─── Records provided ───
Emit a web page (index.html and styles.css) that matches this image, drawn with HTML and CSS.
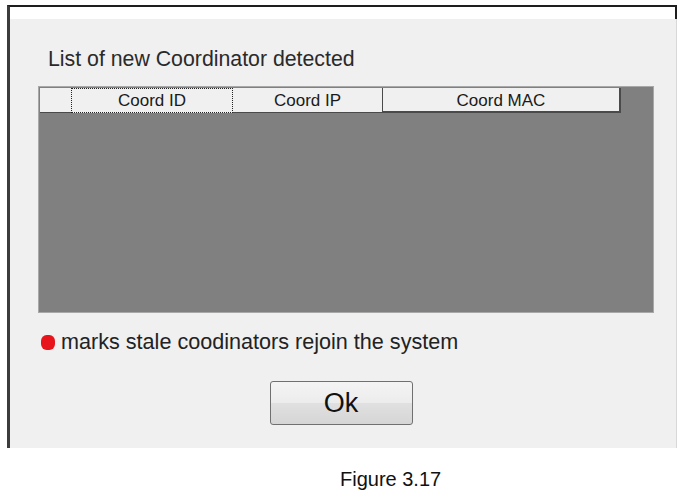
FILE: index.html
```html
<!DOCTYPE html>
<html>

<head>
  <title>New Coordinator</title>
  <link rel="stylesheet" href="styles.css">
</head>

<body>
  <!-- Dialog window -->
  <div class="dialog">
    <div class="dialog-top"></div>
    <div class="dialog-body">
      <p class="caption">List of new Coordinator detected</p>

      <!-- Coordinator grid -->
      <div class="grid">
        <div class="grid-head">
          <div class="head-cell blank"></div>
          <div class="head-cell focused col-id">Coord ID</div>
          <div class="head-cell col-ip">Coord IP</div>
          <div class="head-cell col-mac">Coord MAC</div>
        </div>
      </div>

      <div class="legend">
        <span class="dot"></span>
        <span>marks stale coodinators rejoin the system</span>
      </div>

      <div class="actions">
        <button class="ok-button">Ok</button>
      </div>
    </div>
  </div>

  <p class="figure">Figure 3.17</p>
</body>

</html>
```

FILE: styles.css
```css
body {
  font-family: "Liberation Sans", Arial, sans-serif;
  margin: 0;
  padding: 0;
  background-color: #fff;
  color: #222;
}

.dialog {
  margin: 5px 0 0 7px;
  width: 667px;
  border-top: 2px solid #1e1e1e;
  border-left: 3px solid #3c3c3c;
}

.dialog-top {
  height: 12px;
  background-color: #fff;
  border-right: 2px solid #1e1e1e;
}

.dialog-body {
  height: 429px;
  background-color: #f0f0f0;
  border-right: 1px solid #d8d8d8;
  overflow: hidden;
}

.caption {
  margin: 28px 0 0 38px;
  font-size: 21.3px;
  line-height: 24px;
  color: #2a2a2a;
}

.grid {
  box-sizing: border-box;
  margin: 15px 0 0 28px;
  width: 616px;
  height: 227px;
  border: 1px solid #a8a8a8;
  background-color: #808080;
}

.grid-head {
  display: flex;
  margin: 1px 0 0 1px;
  height: 25px;
}

.head-cell {
  box-sizing: border-box;
  height: 25px;
  background-color: #f0f0f0;
  border-right: 1px solid #4a4a4a;
  border-bottom: 1px solid #4a4a4a;
  font-size: 17px;
  line-height: 26px;
  text-align: center;
  color: #1a1a1a;
}

.head-cell.blank {
  width: 31px;
  border-right: none;
}

.head-cell.focused {
  border: 1px dotted #222;
  line-height: 24px;
}

.col-id {
  width: 162px;
}

.col-ip {
  width: 150px;
}

.col-mac {
  width: 238px;
  border-right-width: 2px;
  border-bottom-width: 2px;
}

.legend {
  display: flex;
  align-items: center;
  gap: 6px;
  margin: 17px 0 0 31px;
  font-size: 21.6px;
  line-height: 24px;
}

.dot {
  width: 14px;
  height: 15px;
  border-radius: 40%;
  background-color: #e8141c;
}

.actions {
  display: flex;
  justify-content: center;
  margin-top: 27px;
  padding-right: 4px;
}

.ok-button {
  width: 143px;
  height: 44px;
  border: 1px solid #707070;
  border-radius: 3px;
  background: linear-gradient(#f4f4f4, #ececec 50%, #e0e0e0 51%, #d6d6d6);
  font-family: "Liberation Sans", Arial, sans-serif;
  font-size: 27px;
  color: #111;
  cursor: pointer;
}

.figure {
  margin: 20px 0 0 340px;
  font-size: 20px;
  line-height: 23px;
  color: #111;
}
```
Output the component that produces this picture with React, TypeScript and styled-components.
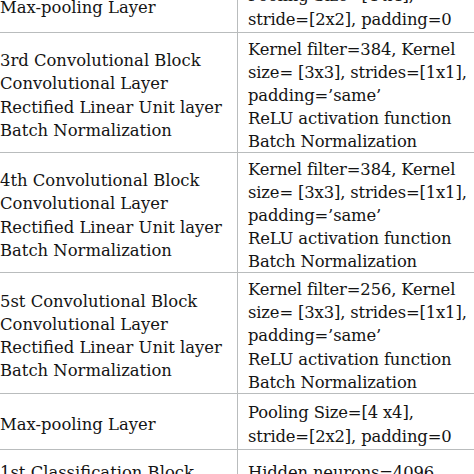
import React from "react";
import styled, { createGlobalStyle } from "styled-components";

const Global = createGlobalStyle`
  html, body {
    margin: 0;
    padding: 0;
    background: #ffffff;
    overflow: hidden;
  }
  body {
    width: 474px;
    height: 474px;
  }
`;

const Table = styled.div`
  display: flex;
  flex-direction: column;
  width: 474px;
  margin-top: -24px;
  font-family: "DejaVu Serif", "Liberation Serif", serif;
  font-size: 16.4px;
  line-height: 23.2px;
  color: #141414;
`;

const Row = styled.div<{ $h: number; $top?: boolean }>`
  display: grid;
  grid-template-columns: 237px 1fr;
  height: ${(p) => p.$h}px;
  box-sizing: border-box;
  border-top: 1px solid ${(p) => (p.$top ? "transparent" : "#b9bcbd")};
  flex: none;
`;

const Cell = styled.div<{ $right?: boolean; $start?: number }>`
  display: flex;
  flex-direction: column;
  justify-content: ${(p) => (p.$start !== undefined ? "flex-start" : "center")};
  padding-top: ${(p) => (p.$start !== undefined ? p.$start : 6)}px;
  padding-left: ${(p) => (p.$right ? 10 : 0)}px;
  border-left: ${(p) => (p.$right ? "1px solid #b9bcbd" : "none")};
  letter-spacing: ${(p) => (p.$right ? "-0.15px" : "0")};
  white-space: nowrap;
  min-height: 0;
`;

const Line = styled.div`
  flex: none;
`;

type RowData = { h: number; left: string[]; right: string[]; start?: number };

const conv = (n: string, filters: string): RowData => ({
  h: 120,
  left: [`${n} Convolutional Block`, "Convolutional Layer", "Rectified Linear Unit layer", "Batch Normalization"],
  right: [
    `Kernel filter=${filters}, Kernel`,
    "size= [3x3], strides=[1x1],",
    "padding=\u2019same\u2019",
    "ReLU activation function",
    "Batch Normalization",
  ],
});

const rows: RowData[] = [
  { h: 56, left: ["Max-pooling Layer"], right: ["Pooling Size=[4 x4],", "stride=[2x2], padding=0"] },
  conv("3rd", "384"),
  conv("4th", "384"),
  { ...conv("5st", "256"), h: 121 },
  { h: 56, left: ["Max-pooling Layer"], right: ["Pooling Size=[4 x4],", "stride=[2x2], padding=0"] },
  {
    h: 80,
    start: 11,
    left: ["1st Classification Block", "Fully Connected Layer"],
    right: ["Hidden neurons=4096", "ReLU activation function"],
  },
];

export default function App() {
  return (
    <>
      <Global />
      <Table>
        {rows.map((r, i) => (
          <Row key={i} $h={r.h} $top={i === 0}>
            <Cell $start={r.start}>
              {r.left.map((t, j) => (
                <Line key={j}>{t}</Line>
              ))}
            </Cell>
            <Cell $right $start={r.start}>
              {r.right.map((t, j) => (
                <Line key={j}>{t}</Line>
              ))}
            </Cell>
          </Row>
        ))}
      </Table>
    </>
  );
}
───
**Written task**
Print each record exactly as it stands, leaving the images out.

**Written solution**
Emit a web page (index.html and styles.css) that matches this image, drawn with HTML and CSS.
FILE: index.html
```html
<!DOCTYPE html>
<html>

<head>
  <title>New Coordinator</title>
  <link rel="stylesheet" href="styles.css">
</head>

<body>
  <!-- Dialog window -->
  <div class="dialog">
    <div class="dialog-top"></div>
    <div class="dialog-body">
      <p class="caption">List of new Coordinator detected</p>

      <!-- Coordinator grid -->
      <div class="grid">
        <div class="grid-head">
          <div class="head-cell blank"></div>
          <div class="head-cell focused col-id">Coord ID</div>
          <div class="head-cell col-ip">Coord IP</div>
          <div class="head-cell col-mac">Coord MAC</div>
        </div>
      </div>

      <div class="legend">
        <span class="dot"></span>
        <span>marks stale coodinators rejoin the system</span>
      </div>

      <div class="actions">
        <button class="ok-button">Ok</button>
      </div>
    </div>
  </div>

  <p class="figure">Figure 3.17</p>
</body>

</html>
```

FILE: styles.css
```css
body {
  font-family: "Liberation Sans", Arial, sans-serif;
  margin: 0;
  padding: 0;
  background-color: #fff;
  color: #222;
}

.dialog {
  margin: 5px 0 0 7px;
  width: 667px;
  border-top: 2px solid #1e1e1e;
  border-left: 3px solid #3c3c3c;
}

.dialog-top {
  height: 12px;
  background-color: #fff;
  border-right: 2px solid #1e1e1e;
}

.dialog-body {
  height: 429px;
  background-color: #f0f0f0;
  border-right: 1px solid #d8d8d8;
  overflow: hidden;
}

.caption {
  margin: 28px 0 0 38px;
  font-size: 21.3px;
  line-height: 24px;
  color: #2a2a2a;
}

.grid {
  box-sizing: border-box;
  margin: 15px 0 0 28px;
  width: 616px;
  height: 227px;
  border: 1px solid #a8a8a8;
  background-color: #808080;
}

.grid-head {
  display: flex;
  margin: 1px 0 0 1px;
  height: 25px;
}

.head-cell {
  box-sizing: border-box;
  height: 25px;
  background-color: #f0f0f0;
  border-right: 1px solid #4a4a4a;
  border-bottom: 1px solid #4a4a4a;
  font-size: 17px;
  line-height: 26px;
  text-align: center;
  color: #1a1a1a;
}

.head-cell.blank {
  width: 31px;
  border-right: none;
}

.head-cell.focused {
  border: 1px dotted #222;
  line-height: 24px;
}

.col-id {
  width: 162px;
}

.col-ip {
  width: 150px;
}

.col-mac {
  width: 238px;
  border-right-width: 2px;
  border-bottom-width: 2px;
}

.legend {
  display: flex;
  align-items: center;
  gap: 6px;
  margin: 17px 0 0 31px;
  font-size: 21.6px;
  line-height: 24px;
}

.dot {
  width: 14px;
  height: 15px;
  border-radius: 40%;
  background-color: #e8141c;
}

.actions {
  display: flex;
  justify-content: center;
  margin-top: 27px;
  padding-right: 4px;
}

.ok-button {
  width: 143px;
  height: 44px;
  border: 1px solid #707070;
  border-radius: 3px;
  background: linear-gradient(#f4f4f4, #ececec 50%, #e0e0e0 51%, #d6d6d6);
  font-family: "Liberation Sans", Arial, sans-serif;
  font-size: 27px;
  color: #111;
  cursor: pointer;
}

.figure {
  margin: 20px 0 0 340px;
  font-size: 20px;
  line-height: 23px;
  color: #111;
}
```
Output the component that produces this picture with React, TypeScript and styled-components.
import React from "react";
import styled, { createGlobalStyle } from "styled-components";

const Global = createGlobalStyle`
  html, body {
    margin: 0;
    padding: 0;
    background: #ffffff;
    overflow: hidden;
  }
  body {
    width: 474px;
    height: 474px;
  }
`;

const Table = styled.div`
  display: flex;
  flex-direction: column;
  width: 474px;
  margin-top: -24px;
  font-family: "DejaVu Serif", "Liberation Serif", serif;
  font-size: 16.4px;
  line-height: 23.2px;
  color: #141414;
`;

const Row = styled.div<{ $h: number; $top?: boolean }>`
  display: grid;
  grid-template-columns: 237px 1fr;
  height: ${(p) => p.$h}px;
  box-sizing: border-box;
  border-top: 1px solid ${(p) => (p.$top ? "transparent" : "#b9bcbd")};
  flex: none;
`;

const Cell = styled.div<{ $right?: boolean; $start?: number }>`
  display: flex;
  flex-direction: column;
  justify-content: ${(p) => (p.$start !== undefined ? "flex-start" : "center")};
  padding-top: ${(p) => (p.$start !== undefined ? p.$start : 6)}px;
  padding-left: ${(p) => (p.$right ? 10 : 0)}px;
  border-left: ${(p) => (p.$right ? "1px solid #b9bcbd" : "none")};
  letter-spacing: ${(p) => (p.$right ? "-0.15px" : "0")};
  white-space: nowrap;
  min-height: 0;
`;

const Line = styled.div`
  flex: none;
`;

type RowData = { h: number; left: string[]; right: string[]; start?: number };

const conv = (n: string, filters: string): RowData => ({
  h: 120,
  left: [`${n} Convolutional Block`, "Convolutional Layer", "Rectified Linear Unit layer", "Batch Normalization"],
  right: [
    `Kernel filter=${filters}, Kernel`,
    "size= [3x3], strides=[1x1],",
    "padding=\u2019same\u2019",
    "ReLU activation function",
    "Batch Normalization",
  ],
});

const rows: RowData[] = [
  { h: 56, left: ["Max-pooling Layer"], right: ["Pooling Size=[4 x4],", "stride=[2x2], padding=0"] },
  conv("3rd", "384"),
  conv("4th", "384"),
  { ...conv("5st", "256"), h: 121 },
  { h: 56, left: ["Max-pooling Layer"], right: ["Pooling Size=[4 x4],", "stride=[2x2], padding=0"] },
  {
    h: 80,
    start: 11,
    left: ["1st Classification Block", "Fully Connected Layer"],
    right: ["Hidden neurons=4096", "ReLU activation function"],
  },
];

export default function App() {
  return (
    <>
      <Global />
      <Table>
        {rows.map((r, i) => (
          <Row key={i} $h={r.h} $top={i === 0}>
            <Cell $start={r.start}>
              {r.left.map((t, j) => (
                <Line key={j}>{t}</Line>
              ))}
            </Cell>
            <Cell $right $start={r.start}>
              {r.right.map((t, j) => (
                <Line key={j}>{t}</Line>
              ))}
            </Cell>
          </Row>
        ))}
      </Table>
    </>
  );
}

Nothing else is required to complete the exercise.